In common with several other of the Shropshire Lad poems, including "Bredon Hill" and "Is my team ploughing", "Loveliest of trees" is a poem dealing with the English seasons. It also presents a young, naïve and innocent man's realization of his own mortality seen through the analogy of the short-lived blossom of the typical – rather than of any individual – cherry tree. This melancholy theme is relieved by the message that beauty is to be enjoyed while it can be; that it is indeed their very evanescence that make the cherry blossoms and life as a whole so valuable, and that ageing and death are just as important as youth and beauty in making the complete life in all its richness.

Housman chose as his symbol of transient beauty a subject close to his heart. The gardens of Housman's childhood home boasted a locally famous cherry tree; for several years in the 1890s he recorded in his diary the flowering of cherry trees; and in his latter years he was responsible for the planting of an avenue of cherry trees at his college.

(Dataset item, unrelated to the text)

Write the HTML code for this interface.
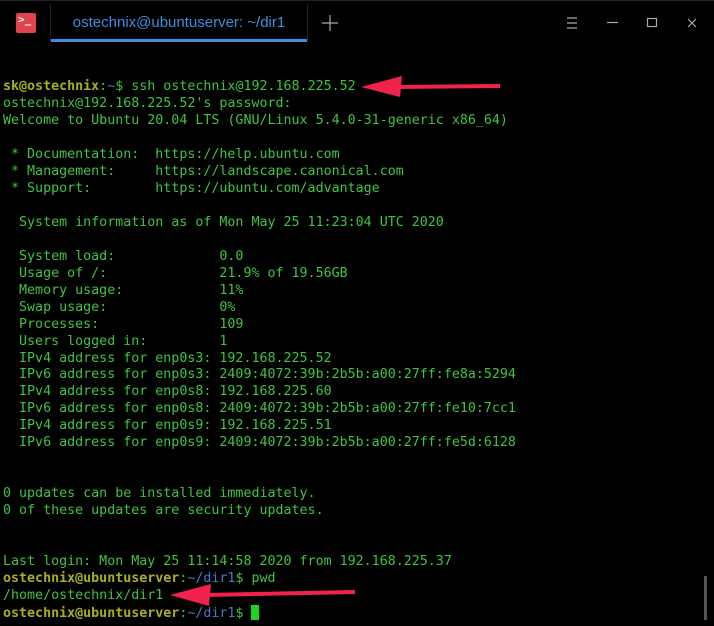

== Analogues and sources ==

The "threescore years and ten" of the poem allude to Psalms 90:10, "The days of our years are threescore years and ten". Other verbal and thematic sources of the poem have been suggested in lines from Shakespeare's The Tempest, Marlowe's The Jew of Malta, Andrew Lang's "The Last Maying", Robert Louis Stevenson's Underwoods, and Robert Bridges' "Spring Goeth All in White".

== Reception ==

"Loveliest of trees" was from the first judged by critics to be one of A Shropshire Lads best poems. Hubert Bland, reviewing that volume in The New Age, wrote of the "per[fect] simplicity [that] Mr Housman has given it with the swift, unfaltering touch of a master's hand". John Bell Henneman, in another review of the same book, singled it out for high praise. The enthusiasm continued in the inter-war years. Iolo Aneurin Williams thought that "The loveliness of the English spring has perhaps never been put more feelingly, more exquisitely". Charles Williams considered it as exquisite a nature-poem as any in English. Nevile Watts instanced it as one of the Housman poems which, save for their lack of "magic", show him to have been worthy of "a seat beside the two greatest of our lyrists – Shakespeare and Blake". Louis Untermeyer believed it to be arguably the finest lyric in the language. One dissenting voice came from Edith Sitwell, who thought it exemplified Housman's lack of any "gift for illuminating or transmuting things seen. What [does the last stanza of "Loveliest of trees"] add to our experience? Nothing." Many more recent critics have been similarly dismissive, Benjamin T. Fisher noting in 2000 that from "some recent critiques of 'Loveliest of trees'...we might come away thinking how, in reality, this is one of the veriest bits of versified trash, in theme and technique, that has ever masqueraded as poetry". Peter Edgerly Firchow, for example, considered it a failure, the second stanza being too convoluted and verbose to perform its pivotal role in the poem, and nature being presented in too abstract a form. Terence Allan Hoagwood, on the other hand, praised the "complexity of feeling that is remarkable given the simple (and few) words that Housman has used", and D. T. Siebert called it "a little masterpiece of carpe diem". Its popularity with readers is much more clear-cut. In 1995, in a poll conducted by the BBC, it was selected as one of the British nation's 100 favourite poems.

== Musical settings ==

No book of verse since the time of Shakespeare has been turned to by English songwriters so often as A Shropshire Lad, and of the poems contained therein "Loveliest of trees" is one of the most frequently set, over 60 such songs and choral works being known. These include settings by
- George Butterworth, in Six Songs from A Shropshire Lad
- Henryk Górecki
- Ivor Gurney, in The Western Playland and again in Five Songs
- David Matthews, in Three Housman Songs
- E. J. Moeran
- C. W. Orr
- Graham Peel, in Songs of a Shropshire Lad
- Sir Arthur Somervell, in A Shropshire Lad.
In addition, Butterworth used his setting of the poem as the basis of his orchestral rhapsody A Shropshire Lad.